Implied Obligations and Outside Sales
The court further considered whether Container Corp. had breached any implied obligations by making direct sales of plywood to others without Sales Co.'s permission. Given that the contract was deemed unenforceable due to the indeterminate pricing, the court concluded that any implied promises also fell with the unresolvable nature of the contract. The court held that without a valid contract, Container Corp. incurred no liability for its outside sales. This aspect reinforced the principle that when a foundational element of a contract, like price, is missing, the entire contract and its associated obligations become invalid, which in turn absolves the parties of liability under those implied terms.
Conclusion
Ultimately, the U.S. Court of Appeals for the Ninth Circuit affirmed the trial court's decision that the contract between Sales Co. and Container Corp. was unenforceable.

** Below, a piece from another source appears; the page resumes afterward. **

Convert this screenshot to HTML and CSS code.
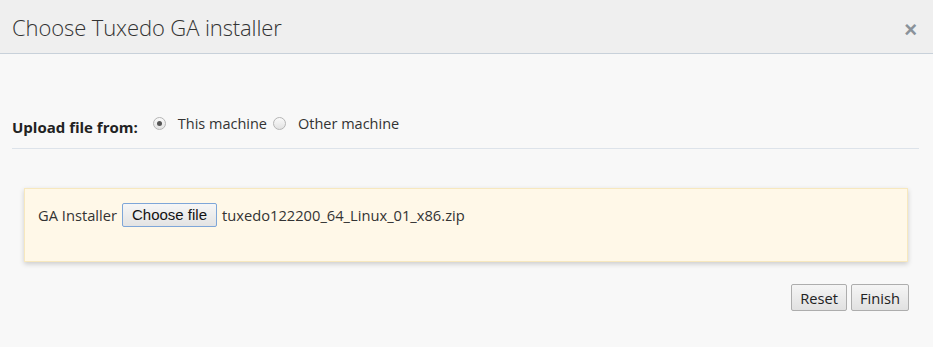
FILE: index.html
```html
<!DOCTYPE html>
<html lang="en">
<head>
  <meta charset="UTF-8">
  <meta name="viewport" content="width=device-width, initial-scale=1.0">
  <title>Choose Tuxedo GA installer</title>
  <link rel="stylesheet" href="styles.css">
</head>
<body>
  <div class="modal">
    <div class="modal-header">
      <h1>Choose Tuxedo GA installer</h1>
      <span class="close">&times;</span>
    </div>

    <div class="modal-body">
      <div class="source-row">
        <span class="source-label">Upload file from:</span>
        <label class="radio"><span class="dot checked"></span>This machine</label>
        <label class="radio"><span class="dot"></span>Other machine</label>
      </div>

      <div class="panel">
        <span class="field-label">GA Installer</span>
        <span class="file-btn">Choose file</span>
        <span class="file-name">tuxedo122200_64_Linux_01_x86.zip</span>
      </div>

      <div class="actions">
        <button class="btn">Reset</button>
        <button class="btn">Finish</button>
      </div>
    </div>
  </div>
</body>
</html>
```

FILE: styles.css
```css
body {
  margin: 0;
  font-family: "Open Sans", Arial, sans-serif;
  font-size: 14.7px;
  color: #333;
  background-color: #f8f8f8;
}

.modal {
  width: 933px;
  height: 347px;
  background-color: #f8f8f8;
}

.modal-header {
  height: 53px;
  background-color: #efefef;
  border-bottom: 1px solid #c8d1da;
  display: flex;
  align-items: center;
  justify-content: space-between;
  padding: 0 16px 0 12px;
}

h1 {
  margin: 0;
  font-size: 22px;
  font-weight: 300;
  color: #333;
  letter-spacing: -0.1px;
}

.close {
  font-family: Arial, sans-serif;
  font-size: 22px;
  font-weight: bold;
  color: #8a929a;
  margin-top: 6px;
}

.modal-body {
  padding: 0 14px 0 12px;
}

.source-row {
  display: flex;
  align-items: center;
  padding-top: 55px;
  padding-bottom: 11px;
  border-bottom: 1px solid #dde3ea;
}

.source-label {
  font-weight: bold;
  font-size: 15px;
  color: #222;
  margin-top: 8px;
  margin-right: 15px;
}

.radio {
  display: flex;
  align-items: center;
  color: #333;
  font-size: 14.5px;
}

.dot {
  width: 11px;
  height: 11px;
  border-radius: 50%;
  border: 1px solid #b5b5b5;
  background: linear-gradient(#fafafa, #e2e2e2);
  margin: 0 12px 0 0;
  position: relative;
}

.dot.checked::after {
  content: "";
  position: absolute;
  left: 3px;
  top: 3px;
  width: 5px;
  height: 5px;
  border-radius: 50%;
  background: #555;
}

.radio + .radio {
  margin-left: 6px;
}

.panel {
  margin: 39px 11px 0 12px;
  height: 74px;
  box-sizing: border-box;
  padding: 14px 13px;
  background-color: #fff8e8;
  border: 1px solid #f7e8be;
  box-shadow: 0 2px 5px rgba(0, 0, 0, 0.18);
  display: flex;
  align-items: flex-start;
}

.field-label {
  line-height: 24px;
  margin-right: 5px;
}

.file-btn {
  font-family: "Liberation Sans", Arial, sans-serif;
  font-size: 15px;
  color: #111;
  height: 24px;
  line-height: 22px;
  box-sizing: border-box;
  padding: 0 9px;
  border: 1px solid #7ea6d8;
  border-radius: 2px;
  background: linear-gradient(#f6f6f6, #e3e3e3);
  margin-right: 5px;
}

.file-name {
  line-height: 24px;
}

.actions {
  display: flex;
  justify-content: flex-end;
  gap: 4px;
  margin-top: 22px;
  margin-right: 10px;
}

.btn {
  font-family: "Open Sans", Arial, sans-serif;
  font-size: 14.7px;
  color: #222;
  height: 27px;
  padding: 0 8px;
  border: 1px solid #adadad;
  border-radius: 2px;
  background: linear-gradient(#f5f5f5, #e1e1e1);
}
```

The court's reasoning highlighted the importance of having a binding method for determining price as critical to the enforceability of contracts under California law. The inability to adhere to the agreed-upon pricing formula rendered the contract void, demonstrating that parties cannot rely on vague or indeterminate pricing mechanisms to enforce contractual obligations. This case underscores the necessity for clarity and precision in contractual agreements, particularly concerning pricing, to ensure that all parties understand their rights and obligations fully.